Contrairement à la définition terminographique, les énoncés définitoires ne sont pas neutres car ils sont constamment porteurs des traces de la modalisation du discours du vulgarisateur. Ce discours sur les termes est double: le discours autorisé du terminologue et le discours du pédagogue. Si l’auteur se réclame d’une autorité supérieure pour dénommer les concepts, légitimer les relations d’équivalence sémantique (synonymes et termes anglais), il se reconnaît aussi le droit de discuter la pertinence de la dénomination, – soit pour la contester, soit pour en souligner la logique facilitatrice–, de reformuler voire d’interpréter les définitions pour les besoins de la cause didactique. L’énoncé définitoire a une fonction didactique et normalisatrice du point de vue de l’acquisition des termes, il a aussi une fonction pédagogique du point de vue de la compréhension des concepts.
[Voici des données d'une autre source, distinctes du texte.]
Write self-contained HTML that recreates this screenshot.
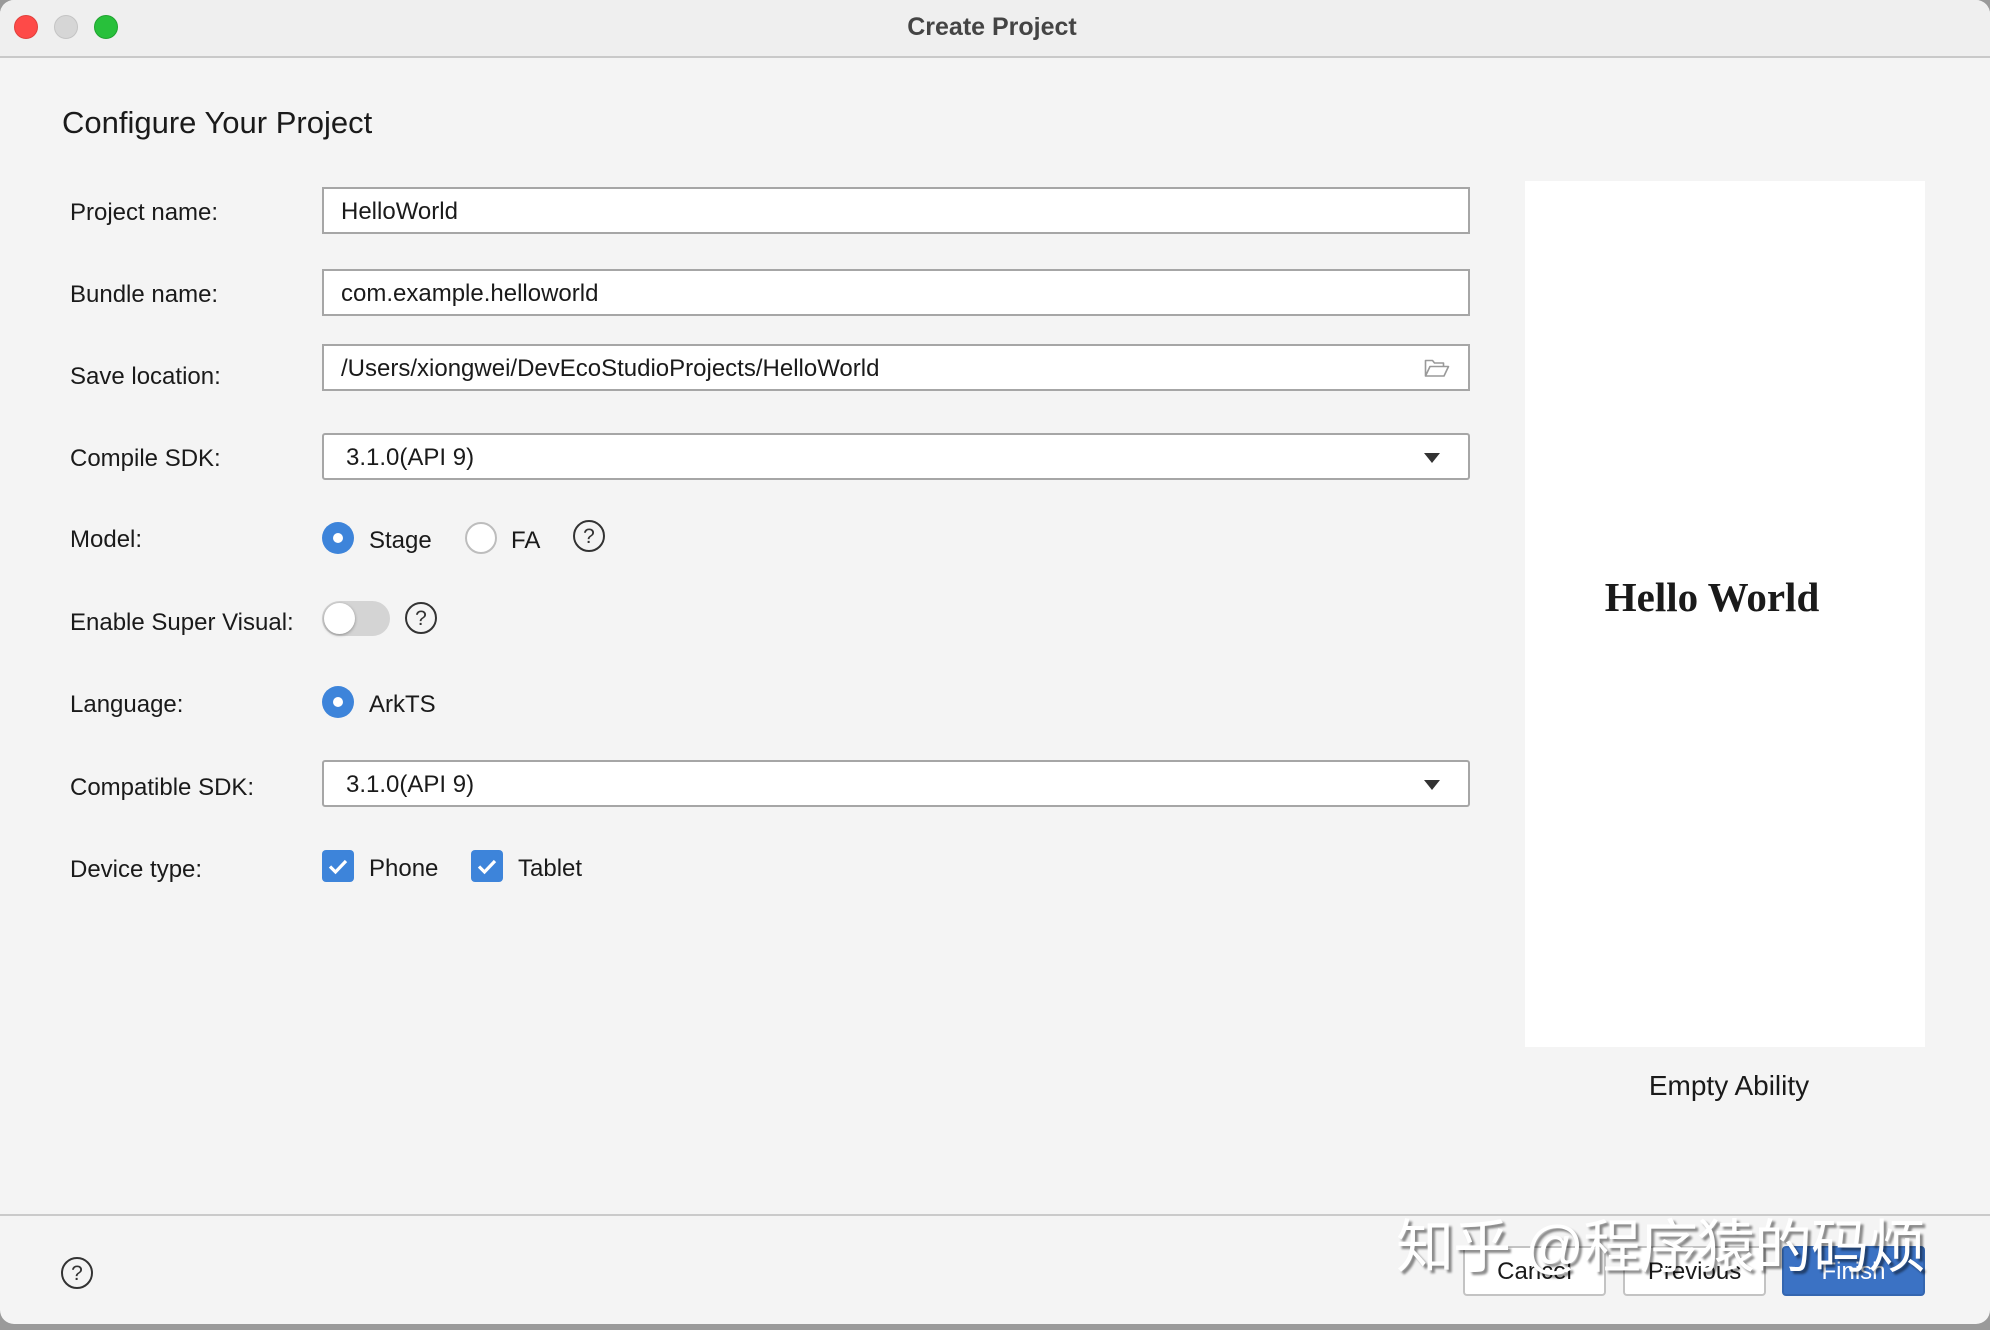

La dimension pédagogique est confirmée par certains traits qui rapprochent le corpus du discours familier (pseudo-dialogue avec le lecteur, fréquence des énoncés de dénomination et des énoncés en c’est-à-dire, modalisation, connotation). La dimension méthodique et logique apparaît dans la définition en compréhension, dans les sous-catégorisations de concepts et les structures de liste. Cette analyse nous semble avoir montré l’incidence du texte de vulgarisation savante sur l’acte définitoire. Elle suggère en outre une piste de recherche qui aurait pour objet l’étude de certains marqueurs lexicaux potentiels d’énoncés classifiants et d’énoncés définitoires paratactiques.